School of Rock is a film that sounds, on paper, like a wafer-thin lark that fits snugly within the condescending subgenre of inspiring teacher films. However, depicted through Richard Linklater’s humanistic treatment of youth the film is something that’s equally irreverent and sincere. Unconcerned with patronizing lessons of uniting disparate groups, School of Rock instead attunes itself to the minute (if comically exaggerated) observations of that commonality slowly blossoming. Though it climaxes with a rousing performance, School of Rock works best when honing in on the face of a child brightening to new, freer possibilities afforded to them, or in the dawning sense of maturity slowly stirring in a buffoon.
Critically, Linklater’s film reverses the usual dynamic of these movies. Instead of a well-educated, impassioned educator coming to a run-down, all-but-abandoned school of impoverished and underserved kids, the students here attend a private-school, already set on a path to college by the fifth grade. The teacher, meanwhile, is a disheveled loser who cons his way into substitute teaching for a quick payday. The resulting arc thus does not concern a teacher trying to break through to the indifferent students, but a man child who must learn responsibility even as he instructs kids not to live lives preplanned by their parents.
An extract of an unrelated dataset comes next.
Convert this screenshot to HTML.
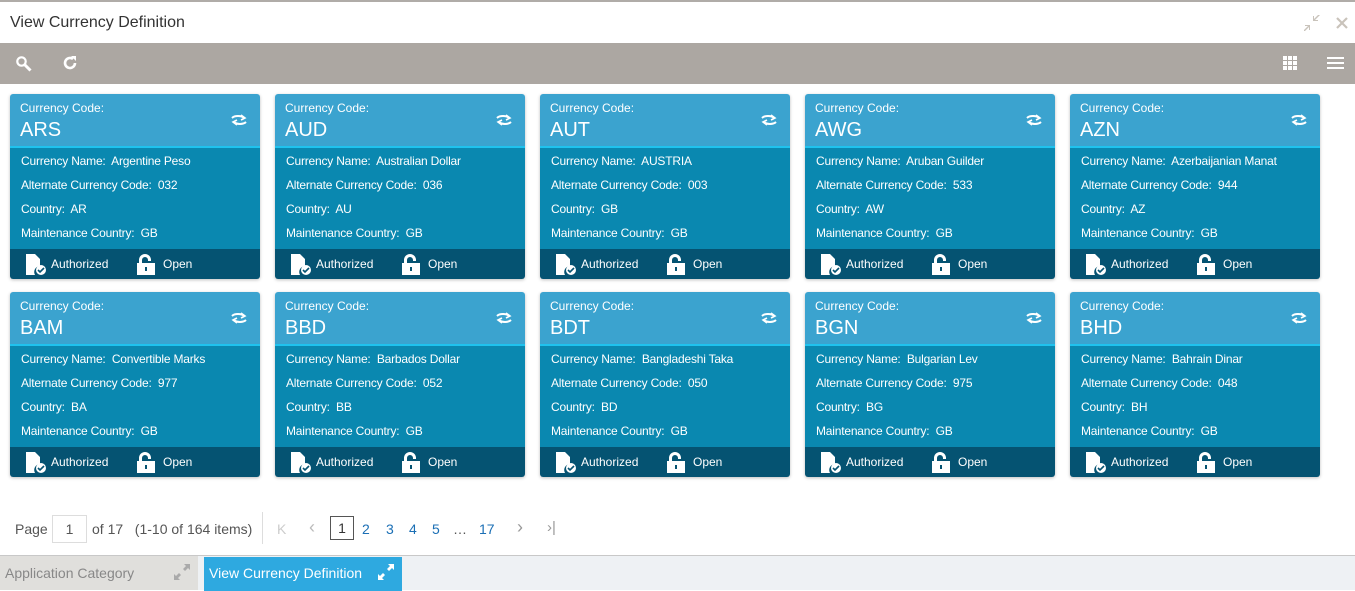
<!DOCTYPE html>
<html><head><meta charset="utf-8"><style>
*{box-sizing:border-box;margin:0;padding:0}
body{width:1355px;height:590px;overflow:hidden;background:#fff;font-family:"Liberation Sans",sans-serif;position:relative}
.top{position:absolute;left:0;top:0;width:1355px;height:43px;border-top:2px solid #b0aca8;}
.top .t{position:absolute;left:10px;top:12px;font-size:16px;color:#333}
.tb{position:absolute;left:0;top:43px;width:1355px;height:41px;background:#aca7a2}
.card{position:absolute;width:250px;height:185px;border-radius:3px;overflow:hidden;box-shadow:0 1px 3px rgba(0,0,0,.25)}
.h{height:54px;background:#3ba3cf;border-bottom:2px solid #1fc2ee;position:relative;color:#fff}
.h .l{position:absolute;left:10px;top:7px;font-size:12px}
.h .c{position:absolute;left:10px;top:25px;font-size:20px}
.h svg{position:absolute;right:10px;top:20px}
.b{height:101px;background:#0a88b0;color:#fff;font-size:12px;padding:5px 0 0 11px;letter-spacing:-0.2px}
.b div{height:24px;line-height:16px}
.f{height:30px;background:#055372;color:#fff;font-size:12px;position:relative}
.f span{position:absolute;top:8px}
.pg{position:absolute;top:514px;font-size:14px;color:#555}
.bb{position:absolute;left:0;top:555px;width:1355px;height:35px;background:#eef1f4;border-top:1px solid #c8c8c8}
</style></head><body>
<div class="top"><div class="t">View Currency Definition</div>
<svg style="position:absolute;left:1303px;top:12px" width="18" height="18" viewBox="0 0 18 18" fill="#c9c3bb"><path d="M17 1l-2-0-4 4v-3h-1v5h5v-1h-3l4-4z M1 17l0-1 4-4h-3v-1h5v5h-1v-3l-4 4z"/></svg>
<svg style="position:absolute;left:1336px;top:15px" width="12" height="12" viewBox="0 0 12 12" stroke="#c9c3bb" stroke-width="2.2"><path d="M1 1l10 10M11 1L1 11"/></svg>
</div>
<div class="tb">
<svg style="position:absolute;left:15px;top:12px" width="18" height="18" viewBox="0 0 18 18"><circle cx="6.5" cy="6.5" r="4.2" fill="none" stroke="#fff" stroke-width="2.2"/><path d="M9.5 9.5l6 6" stroke="#fff" stroke-width="3"/></svg>
<svg style="position:absolute;left:62px;top:12px" width="16" height="16" viewBox="0 0 16 16"><path d="M13 8a5 5 0 1 1-2-4" fill="none" stroke="#fff" stroke-width="2.6"/><path d="M9 1h5v5z" fill="#fff"/></svg>
<svg style="position:absolute;left:1283px;top:13px" width="14" height="14" viewBox="0 0 14 14" fill="#fff"><rect x="0" y="0" width="4" height="4"/><rect x="5" y="0" width="4" height="4"/><rect x="10" y="0" width="4" height="4"/><rect x="0" y="5" width="4" height="4"/><rect x="5" y="5" width="4" height="4"/><rect x="10" y="5" width="4" height="4"/><rect x="0" y="10" width="4" height="4"/><rect x="5" y="10" width="4" height="4"/><rect x="10" y="10" width="4" height="4"/></svg>
<svg style="position:absolute;left:1327px;top:14px" width="17" height="12" viewBox="0 0 17 12" fill="#fff"><rect y="0" width="17" height="2"/><rect y="5" width="17" height="2"/><rect y="10" width="17" height="2"/></svg>
</div>
<div id="cards"></div>
<div class="pg" style="left:15px;top:521px">Page</div>
<div style="position:absolute;left:52px;top:515px;width:35px;height:28px;border:1px solid #ddd;font-size:14px;color:#555;text-align:center;line-height:26px">1</div>
<div class="pg" style="left:92px;top:521px">of 17 &nbsp; (1-10 of 164 items)</div>
<div style="position:absolute;left:262px;top:512px;width:1px;height:32px;background:#ddd"></div>
<div class="pg" style="left:277px;top:521px;color:#ccc">K</div>
<div class="pg" style="left:309px;top:517px;color:#bbb;font-size:18px">‹</div>
<div style="position:absolute;left:330px;top:516px;width:24px;height:24px;border:1px solid #555;font-size:14px;color:#333;text-align:center;line-height:22px">1</div>
<div class="pg" style="left:362px;top:521px;color:#1b6fb5">2</div>
<div class="pg" style="left:386px;top:521px;color:#1b6fb5">3</div>
<div class="pg" style="left:409px;top:521px;color:#1b6fb5">4</div>
<div class="pg" style="left:432px;top:521px;color:#1b6fb5">5</div>
<div class="pg" style="left:453px;top:521px;color:#555">…</div>
<div class="pg" style="left:479px;top:521px;color:#1b6fb5">17</div>
<div class="pg" style="left:517px;top:517px;color:#999;font-size:18px">›</div>
<div class="pg" style="left:547px;top:519px;color:#999;font-size:15px">›|</div>
<div class="bb">
<div style="position:absolute;left:0;top:0;width:198px;height:34px;background:#e0dfdc;color:#888;font-size:14px;padding:9px 0 0 5px">Application Category
<svg style="position:absolute;left:174px;top:8px" width="16" height="16" viewBox="0 0 16 16" fill="#aaa"><path d="M16 0v6l-2-2-3 3-2-2 3-3-2-2z M0 16v-6l2 2 3-3 2 2-3 3 2 2z"/></svg></div>
<div style="position:absolute;left:204px;top:1px;width:198px;height:34px;background:#2ea9e0;color:#fff;font-size:14px;padding:8px 0 0 5px">View Currency Definition
<svg style="position:absolute;left:174px;top:7px" width="16" height="16" viewBox="0 0 16 16" fill="#fff"><path d="M16 0v6l-2-2-3 3-2-2 3-3-2-2z M0 16v-6l2 2 3-3 2 2-3 3 2 2z"/></svg></div>
</div>
<script>
var d=[["ARS","Argentine Peso","032","AR"],["AUD","Australian Dollar","036","AU"],["AUT","AUSTRIA","003","GB"],["AWG","Aruban Guilder","533","AW"],["AZN","Azerbaijanian Manat","944","AZ"],["BAM","Convertible Marks","977","BA"],["BBD","Barbados Dollar","052","BB"],["BDT","Bangladeshi Taka","050","BD"],["BGN","Bulgarian Lev","975","BG"],["BHD","Bahrain Dinar","048","BH"]];
var h="";d.forEach(function(r,i){var x=10+(i%5)*265,y=94+Math.floor(i/5)*198;
h+='<div class="card" style="left:'+x+'px;top:'+y+'px"><div class="h"><div class="l">Currency Code:</div><div class="c">'+r[0]+'</div><svg width="22" height="12" viewBox="0 0 22 12" fill="none" stroke="#fff" stroke-width="2"><path d="M4 4a7 4 0 0 1 12 0"/><path d="M18 8a7 4 0 0 1-12 0"/><path d="M13 1l4 3-4 2" stroke-width="1.6"/><path d="M9 6l-4 2 4 3" stroke-width="1.6"/></svg></div><div class="b"><div>Currency Name:&nbsp; '+r[1]+'</div><div>Alternate Currency Code:&nbsp; '+r[2]+'</div><div>Country:&nbsp; '+r[3]+'</div><div>Maintenance Country:&nbsp; GB</div></div><div class="f"><svg style="position:absolute;left:15px;top:5px" width="22" height="22" viewBox="0 0 22 22"><path d="M1 0h9l5 5v7a6 6 0 0 0-5 9H1z" fill="#fff"/><circle cx="16" cy="16" r="5" fill="#fff"/><path d="M13 16l2 2 4-4" stroke="#055372" stroke-width="1.6" fill="none"/></svg><span style="left:41px">Authorized</span><svg style="position:absolute;left:126px;top:5px" width="20" height="21" viewBox="0 0 20 21"><path d="M3 9V6a6 6 0 0 1 12 0v1h-3V6a3 3 0 0 0-6 0v3" fill="#fff"/><rect x="1" y="9" width="18" height="12" fill="#fff"/><rect x="9" y="13" width="2" height="4" fill="#055372"/></svg><span style="left:153px">Open</span></div></div>';});
document.getElementById("cards").innerHTML=h;
</script>
</body></html>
Jack Black is expectedly over-the-top as Dewey, but his work is always genuine. Dewey’s plan to turn his musically gifted students into a rock band (to back his antics) allows Black to show off the enthusiastic side of the music snob seen in High Fidelity. Dewey hands out copies of Hendrix’s Axis: Bold as Love and Yes’ Fragile not to show off his classic rock bona fides but to eagerly spread the music he loves to others. Black never condescends to his young co-stars; the closest thing to one of those patronizing lines used to speak to kids on their level (think “Shakespeare was the original rapper!”) consists of comparing a cello to an electric bass with a groanworthy pun.
Dewey, far less intellectual or reflective than Linklater’s other Gen X characters, nevertheless fits in with the director’s previous slacker creations. Made back in 2003, School of Rock hides a clear understanding of the difference between Generation X and its millennial successors within its good-natured, ostensibly fluffy entertainment. The peripatetic musing of Linklater’s twenty-/thirtysomethings has been replaced by tensomethings who are already planning for college and a career.
Dewey’s desire to teach his students about rock thus becomes a subconscious wish to give Gen Y the same freedom he enjoys. That this freedom also comes with insecurity and the possibility of stagnation underscores Dewey’s naïveté, but the farther time gets away from School of Rock, the more energizing and inspiring its optimistic view of a grown man finding a purpose and kids rejecting their predestined ones becomes.
2 thoughts on “Shelf Life: ‘School of Rock’”
For me, this was a rare film that I was able to enjoy with not just my parents but also my younger siblings including my youngest sister who just loved this film. Not only was it funny and exciting but also very accessible as I think it’s one of Richard Linklater’s finest films.
Crazy accessible film, and works for just about everyone I’ve seen it with.